STATED EXERCISE: Of all the lines in the material, how many include the word "full"? Reply with the number alone.

DATASET ENTRIES:
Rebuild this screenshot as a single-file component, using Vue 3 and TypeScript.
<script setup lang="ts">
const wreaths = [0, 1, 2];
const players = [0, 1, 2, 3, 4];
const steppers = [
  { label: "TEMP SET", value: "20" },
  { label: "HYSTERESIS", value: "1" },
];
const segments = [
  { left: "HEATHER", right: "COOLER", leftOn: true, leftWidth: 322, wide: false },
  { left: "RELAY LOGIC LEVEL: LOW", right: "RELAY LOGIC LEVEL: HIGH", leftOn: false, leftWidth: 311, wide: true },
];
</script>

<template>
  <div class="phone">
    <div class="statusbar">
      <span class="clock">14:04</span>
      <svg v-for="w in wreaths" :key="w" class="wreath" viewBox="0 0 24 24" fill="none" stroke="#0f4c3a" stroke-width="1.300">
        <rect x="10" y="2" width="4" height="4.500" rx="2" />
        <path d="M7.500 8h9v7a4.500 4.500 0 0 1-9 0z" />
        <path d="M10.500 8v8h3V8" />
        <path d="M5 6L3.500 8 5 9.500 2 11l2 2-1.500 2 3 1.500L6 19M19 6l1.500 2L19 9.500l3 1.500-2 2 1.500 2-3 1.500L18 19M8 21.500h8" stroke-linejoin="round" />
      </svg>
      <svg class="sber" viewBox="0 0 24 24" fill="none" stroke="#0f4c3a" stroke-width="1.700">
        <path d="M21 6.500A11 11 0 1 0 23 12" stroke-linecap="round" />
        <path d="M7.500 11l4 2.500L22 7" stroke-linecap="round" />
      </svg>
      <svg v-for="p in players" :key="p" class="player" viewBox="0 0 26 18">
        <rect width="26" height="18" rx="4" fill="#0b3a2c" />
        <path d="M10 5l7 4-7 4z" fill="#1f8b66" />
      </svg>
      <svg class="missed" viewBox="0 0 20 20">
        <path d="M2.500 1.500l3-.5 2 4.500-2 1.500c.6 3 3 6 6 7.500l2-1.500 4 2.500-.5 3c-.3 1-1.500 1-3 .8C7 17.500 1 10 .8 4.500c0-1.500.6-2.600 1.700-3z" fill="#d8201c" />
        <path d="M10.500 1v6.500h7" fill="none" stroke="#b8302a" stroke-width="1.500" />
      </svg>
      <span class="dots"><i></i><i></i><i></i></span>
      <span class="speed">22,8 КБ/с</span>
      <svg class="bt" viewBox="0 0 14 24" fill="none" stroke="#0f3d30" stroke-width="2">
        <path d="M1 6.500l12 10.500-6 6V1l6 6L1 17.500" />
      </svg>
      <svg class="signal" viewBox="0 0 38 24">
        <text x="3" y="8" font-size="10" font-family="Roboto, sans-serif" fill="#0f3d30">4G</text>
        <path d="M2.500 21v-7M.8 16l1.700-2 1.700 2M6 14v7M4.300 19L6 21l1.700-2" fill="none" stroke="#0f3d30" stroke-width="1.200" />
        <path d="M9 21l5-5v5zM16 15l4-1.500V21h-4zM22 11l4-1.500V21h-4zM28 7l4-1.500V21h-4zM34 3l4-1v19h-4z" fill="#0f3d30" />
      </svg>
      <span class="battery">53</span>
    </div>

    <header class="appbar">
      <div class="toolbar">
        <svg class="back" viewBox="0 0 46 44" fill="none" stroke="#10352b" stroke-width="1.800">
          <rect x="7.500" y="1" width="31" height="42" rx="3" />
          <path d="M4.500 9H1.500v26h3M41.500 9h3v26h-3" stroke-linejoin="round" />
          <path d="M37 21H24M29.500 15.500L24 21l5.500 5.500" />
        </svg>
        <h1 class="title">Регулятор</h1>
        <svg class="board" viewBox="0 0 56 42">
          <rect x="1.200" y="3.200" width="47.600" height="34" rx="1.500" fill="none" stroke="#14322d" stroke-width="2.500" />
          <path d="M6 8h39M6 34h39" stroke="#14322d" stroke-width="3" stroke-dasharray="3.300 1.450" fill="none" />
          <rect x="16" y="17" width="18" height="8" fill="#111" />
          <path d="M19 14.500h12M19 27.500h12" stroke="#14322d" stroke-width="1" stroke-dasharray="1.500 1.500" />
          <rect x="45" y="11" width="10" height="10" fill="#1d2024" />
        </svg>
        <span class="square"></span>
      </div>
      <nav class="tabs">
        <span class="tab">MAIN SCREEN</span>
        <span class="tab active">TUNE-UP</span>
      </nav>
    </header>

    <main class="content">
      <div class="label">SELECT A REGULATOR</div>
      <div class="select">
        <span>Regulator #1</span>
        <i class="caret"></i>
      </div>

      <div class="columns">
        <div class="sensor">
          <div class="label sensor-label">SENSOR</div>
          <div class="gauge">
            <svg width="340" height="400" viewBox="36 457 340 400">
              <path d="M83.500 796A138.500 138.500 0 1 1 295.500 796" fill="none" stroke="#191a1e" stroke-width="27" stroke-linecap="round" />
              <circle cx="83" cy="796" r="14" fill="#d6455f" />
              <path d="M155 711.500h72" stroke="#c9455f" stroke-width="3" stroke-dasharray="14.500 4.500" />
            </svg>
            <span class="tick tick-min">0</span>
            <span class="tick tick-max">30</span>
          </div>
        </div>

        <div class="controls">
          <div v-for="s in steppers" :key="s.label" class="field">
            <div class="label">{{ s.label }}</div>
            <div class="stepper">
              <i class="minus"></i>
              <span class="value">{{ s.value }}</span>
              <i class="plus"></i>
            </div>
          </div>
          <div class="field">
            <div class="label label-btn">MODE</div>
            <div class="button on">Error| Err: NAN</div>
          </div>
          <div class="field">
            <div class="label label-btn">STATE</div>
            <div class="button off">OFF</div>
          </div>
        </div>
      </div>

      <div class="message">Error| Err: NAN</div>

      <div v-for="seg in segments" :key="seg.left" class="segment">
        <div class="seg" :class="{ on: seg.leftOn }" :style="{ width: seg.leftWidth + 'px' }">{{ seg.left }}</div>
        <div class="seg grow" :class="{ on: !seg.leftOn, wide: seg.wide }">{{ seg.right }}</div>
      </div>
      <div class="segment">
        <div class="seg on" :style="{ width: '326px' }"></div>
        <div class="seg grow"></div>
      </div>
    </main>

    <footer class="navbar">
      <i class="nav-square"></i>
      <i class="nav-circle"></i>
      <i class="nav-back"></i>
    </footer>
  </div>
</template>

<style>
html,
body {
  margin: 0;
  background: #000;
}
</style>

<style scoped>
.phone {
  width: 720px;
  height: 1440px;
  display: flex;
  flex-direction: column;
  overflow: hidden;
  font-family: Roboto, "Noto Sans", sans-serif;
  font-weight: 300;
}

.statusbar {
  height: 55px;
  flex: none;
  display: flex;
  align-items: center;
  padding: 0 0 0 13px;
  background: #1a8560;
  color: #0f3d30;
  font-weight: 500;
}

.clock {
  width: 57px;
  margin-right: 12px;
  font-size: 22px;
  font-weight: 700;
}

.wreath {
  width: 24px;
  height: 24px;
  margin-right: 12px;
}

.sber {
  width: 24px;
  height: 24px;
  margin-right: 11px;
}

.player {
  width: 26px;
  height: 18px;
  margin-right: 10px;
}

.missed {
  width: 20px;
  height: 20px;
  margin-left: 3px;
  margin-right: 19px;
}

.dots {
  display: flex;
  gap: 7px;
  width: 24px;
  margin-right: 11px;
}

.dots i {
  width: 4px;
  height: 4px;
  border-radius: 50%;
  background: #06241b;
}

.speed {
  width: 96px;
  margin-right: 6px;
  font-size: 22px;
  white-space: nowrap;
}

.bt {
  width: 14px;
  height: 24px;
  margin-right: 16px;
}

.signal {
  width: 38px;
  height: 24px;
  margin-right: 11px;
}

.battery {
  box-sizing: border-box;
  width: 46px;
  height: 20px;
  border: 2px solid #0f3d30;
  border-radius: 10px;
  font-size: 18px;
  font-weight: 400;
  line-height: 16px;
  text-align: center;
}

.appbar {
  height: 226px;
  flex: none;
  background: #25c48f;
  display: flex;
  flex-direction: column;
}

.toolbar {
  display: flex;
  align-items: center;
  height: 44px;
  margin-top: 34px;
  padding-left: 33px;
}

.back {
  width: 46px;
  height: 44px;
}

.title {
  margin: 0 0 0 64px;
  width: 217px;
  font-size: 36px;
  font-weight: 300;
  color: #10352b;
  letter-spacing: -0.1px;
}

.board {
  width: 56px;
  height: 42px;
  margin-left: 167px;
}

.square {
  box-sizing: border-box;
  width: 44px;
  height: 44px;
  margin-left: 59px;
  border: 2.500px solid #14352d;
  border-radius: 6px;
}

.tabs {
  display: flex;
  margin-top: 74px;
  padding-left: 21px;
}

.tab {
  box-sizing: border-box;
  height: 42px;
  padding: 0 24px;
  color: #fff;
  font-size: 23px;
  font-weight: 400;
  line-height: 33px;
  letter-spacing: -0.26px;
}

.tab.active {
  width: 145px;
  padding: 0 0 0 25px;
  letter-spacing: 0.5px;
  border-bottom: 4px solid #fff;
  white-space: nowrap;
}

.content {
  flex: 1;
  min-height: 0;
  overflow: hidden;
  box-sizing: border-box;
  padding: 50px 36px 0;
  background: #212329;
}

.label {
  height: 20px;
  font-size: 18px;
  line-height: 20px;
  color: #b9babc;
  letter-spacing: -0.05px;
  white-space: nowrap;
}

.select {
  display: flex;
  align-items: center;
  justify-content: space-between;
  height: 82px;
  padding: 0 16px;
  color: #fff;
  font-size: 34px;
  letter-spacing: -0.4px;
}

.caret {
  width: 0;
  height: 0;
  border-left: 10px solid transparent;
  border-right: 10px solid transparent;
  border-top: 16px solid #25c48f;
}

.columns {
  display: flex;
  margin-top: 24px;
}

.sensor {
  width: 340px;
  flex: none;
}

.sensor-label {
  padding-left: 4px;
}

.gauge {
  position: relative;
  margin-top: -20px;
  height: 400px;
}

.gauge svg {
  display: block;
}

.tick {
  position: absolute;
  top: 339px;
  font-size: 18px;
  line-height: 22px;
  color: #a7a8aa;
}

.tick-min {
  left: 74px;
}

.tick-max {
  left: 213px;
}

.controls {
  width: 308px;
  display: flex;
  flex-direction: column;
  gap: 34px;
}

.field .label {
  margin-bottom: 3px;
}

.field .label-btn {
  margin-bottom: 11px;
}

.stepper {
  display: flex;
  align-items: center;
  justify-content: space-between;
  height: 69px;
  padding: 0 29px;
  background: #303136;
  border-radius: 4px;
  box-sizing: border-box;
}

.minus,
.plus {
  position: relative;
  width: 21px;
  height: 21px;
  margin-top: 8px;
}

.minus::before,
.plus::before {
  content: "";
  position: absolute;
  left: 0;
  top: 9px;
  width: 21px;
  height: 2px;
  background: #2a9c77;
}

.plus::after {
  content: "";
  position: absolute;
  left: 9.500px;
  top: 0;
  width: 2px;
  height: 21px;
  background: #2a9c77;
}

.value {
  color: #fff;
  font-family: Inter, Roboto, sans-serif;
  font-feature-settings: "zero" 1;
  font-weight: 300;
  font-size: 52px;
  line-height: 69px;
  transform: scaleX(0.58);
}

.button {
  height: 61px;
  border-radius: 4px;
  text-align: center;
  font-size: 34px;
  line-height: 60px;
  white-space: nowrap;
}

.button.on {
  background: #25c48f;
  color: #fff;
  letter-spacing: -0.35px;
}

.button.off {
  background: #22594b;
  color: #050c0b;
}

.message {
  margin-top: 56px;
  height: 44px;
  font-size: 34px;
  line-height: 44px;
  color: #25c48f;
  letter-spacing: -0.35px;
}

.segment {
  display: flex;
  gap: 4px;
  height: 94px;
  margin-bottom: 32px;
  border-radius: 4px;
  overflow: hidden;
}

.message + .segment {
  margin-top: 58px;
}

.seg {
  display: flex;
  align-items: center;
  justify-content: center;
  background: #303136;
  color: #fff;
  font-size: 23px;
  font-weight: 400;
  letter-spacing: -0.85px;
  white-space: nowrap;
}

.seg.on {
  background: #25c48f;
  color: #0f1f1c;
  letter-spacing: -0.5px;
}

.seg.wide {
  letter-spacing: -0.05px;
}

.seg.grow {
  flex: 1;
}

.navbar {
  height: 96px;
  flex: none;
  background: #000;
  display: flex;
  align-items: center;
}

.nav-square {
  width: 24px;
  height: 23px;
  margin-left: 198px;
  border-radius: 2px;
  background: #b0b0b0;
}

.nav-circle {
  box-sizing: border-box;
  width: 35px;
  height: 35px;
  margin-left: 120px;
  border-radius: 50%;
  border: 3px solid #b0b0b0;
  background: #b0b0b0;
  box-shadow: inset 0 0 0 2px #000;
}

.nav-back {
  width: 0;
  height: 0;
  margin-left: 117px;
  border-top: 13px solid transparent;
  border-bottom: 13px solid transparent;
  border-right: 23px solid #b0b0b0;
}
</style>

==

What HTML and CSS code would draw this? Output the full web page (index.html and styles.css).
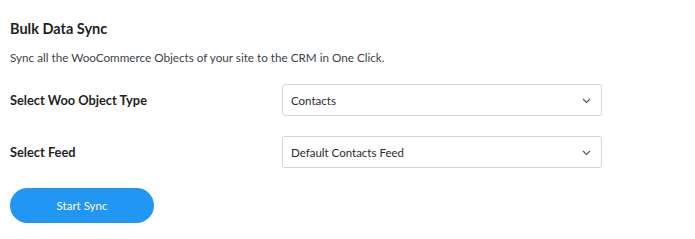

* * *

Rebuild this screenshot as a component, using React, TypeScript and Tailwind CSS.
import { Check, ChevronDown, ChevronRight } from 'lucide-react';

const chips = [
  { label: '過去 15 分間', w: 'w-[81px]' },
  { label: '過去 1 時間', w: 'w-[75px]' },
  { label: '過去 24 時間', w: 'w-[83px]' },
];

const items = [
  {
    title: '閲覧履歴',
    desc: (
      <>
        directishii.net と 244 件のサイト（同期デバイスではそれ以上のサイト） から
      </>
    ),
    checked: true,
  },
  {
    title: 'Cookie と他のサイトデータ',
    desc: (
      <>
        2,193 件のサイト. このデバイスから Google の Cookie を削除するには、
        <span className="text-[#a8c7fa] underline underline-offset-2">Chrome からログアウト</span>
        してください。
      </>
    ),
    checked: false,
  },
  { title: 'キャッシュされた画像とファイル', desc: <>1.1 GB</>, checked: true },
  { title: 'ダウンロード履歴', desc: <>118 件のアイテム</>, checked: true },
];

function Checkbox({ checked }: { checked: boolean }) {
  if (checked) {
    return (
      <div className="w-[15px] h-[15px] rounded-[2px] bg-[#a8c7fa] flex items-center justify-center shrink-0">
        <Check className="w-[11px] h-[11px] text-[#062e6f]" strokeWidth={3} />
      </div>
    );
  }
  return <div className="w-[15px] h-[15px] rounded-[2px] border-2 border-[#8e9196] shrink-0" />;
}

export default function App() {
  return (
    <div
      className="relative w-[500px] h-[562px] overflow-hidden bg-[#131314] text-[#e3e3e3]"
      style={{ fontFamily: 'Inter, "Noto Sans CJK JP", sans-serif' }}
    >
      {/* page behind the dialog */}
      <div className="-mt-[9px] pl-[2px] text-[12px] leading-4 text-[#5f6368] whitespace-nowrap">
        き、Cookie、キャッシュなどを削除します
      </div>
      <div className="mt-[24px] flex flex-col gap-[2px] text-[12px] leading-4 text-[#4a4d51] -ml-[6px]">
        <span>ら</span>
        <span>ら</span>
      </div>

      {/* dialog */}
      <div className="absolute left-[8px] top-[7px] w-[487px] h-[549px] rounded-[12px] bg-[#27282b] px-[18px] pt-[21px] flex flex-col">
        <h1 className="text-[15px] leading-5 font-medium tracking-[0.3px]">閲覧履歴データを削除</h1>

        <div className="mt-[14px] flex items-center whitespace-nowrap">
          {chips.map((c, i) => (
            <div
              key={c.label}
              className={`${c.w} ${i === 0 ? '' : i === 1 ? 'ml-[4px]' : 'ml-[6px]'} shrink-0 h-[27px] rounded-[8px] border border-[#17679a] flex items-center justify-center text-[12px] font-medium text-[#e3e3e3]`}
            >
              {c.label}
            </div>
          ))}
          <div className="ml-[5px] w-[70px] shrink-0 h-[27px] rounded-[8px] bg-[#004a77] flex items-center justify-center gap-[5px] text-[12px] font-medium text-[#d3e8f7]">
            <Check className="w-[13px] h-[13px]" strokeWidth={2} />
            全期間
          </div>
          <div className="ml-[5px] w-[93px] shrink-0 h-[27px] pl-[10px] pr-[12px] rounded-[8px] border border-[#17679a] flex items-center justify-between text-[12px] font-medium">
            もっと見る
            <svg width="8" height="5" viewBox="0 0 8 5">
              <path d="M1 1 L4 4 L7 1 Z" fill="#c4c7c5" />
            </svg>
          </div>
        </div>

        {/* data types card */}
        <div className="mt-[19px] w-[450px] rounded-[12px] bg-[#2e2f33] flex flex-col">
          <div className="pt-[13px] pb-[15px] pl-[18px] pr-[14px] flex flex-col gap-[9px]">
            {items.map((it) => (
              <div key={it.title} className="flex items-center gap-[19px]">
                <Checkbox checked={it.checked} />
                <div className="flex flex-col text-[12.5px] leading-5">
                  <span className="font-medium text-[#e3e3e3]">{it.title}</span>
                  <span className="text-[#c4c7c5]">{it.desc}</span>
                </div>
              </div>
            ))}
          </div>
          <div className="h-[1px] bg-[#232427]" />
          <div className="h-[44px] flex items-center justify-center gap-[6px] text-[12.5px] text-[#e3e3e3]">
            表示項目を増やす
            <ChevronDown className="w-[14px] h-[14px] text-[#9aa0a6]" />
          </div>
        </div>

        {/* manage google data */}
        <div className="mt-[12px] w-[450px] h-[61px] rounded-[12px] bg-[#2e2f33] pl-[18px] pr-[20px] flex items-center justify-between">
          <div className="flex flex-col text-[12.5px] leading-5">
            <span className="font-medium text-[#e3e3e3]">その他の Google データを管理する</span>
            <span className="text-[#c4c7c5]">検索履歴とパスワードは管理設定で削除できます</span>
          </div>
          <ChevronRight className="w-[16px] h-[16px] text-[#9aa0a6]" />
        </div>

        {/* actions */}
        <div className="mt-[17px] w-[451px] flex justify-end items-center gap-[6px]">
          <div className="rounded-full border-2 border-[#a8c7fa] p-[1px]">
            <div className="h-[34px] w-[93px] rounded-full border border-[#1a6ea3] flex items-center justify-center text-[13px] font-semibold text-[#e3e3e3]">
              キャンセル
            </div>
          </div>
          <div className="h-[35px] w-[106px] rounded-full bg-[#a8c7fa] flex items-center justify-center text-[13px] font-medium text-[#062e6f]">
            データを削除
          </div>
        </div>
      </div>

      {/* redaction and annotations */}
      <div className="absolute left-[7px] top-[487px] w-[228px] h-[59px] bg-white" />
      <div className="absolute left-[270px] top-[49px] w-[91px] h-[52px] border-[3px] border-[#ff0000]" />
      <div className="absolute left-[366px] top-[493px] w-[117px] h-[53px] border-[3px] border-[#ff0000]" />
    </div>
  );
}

REPLY: 4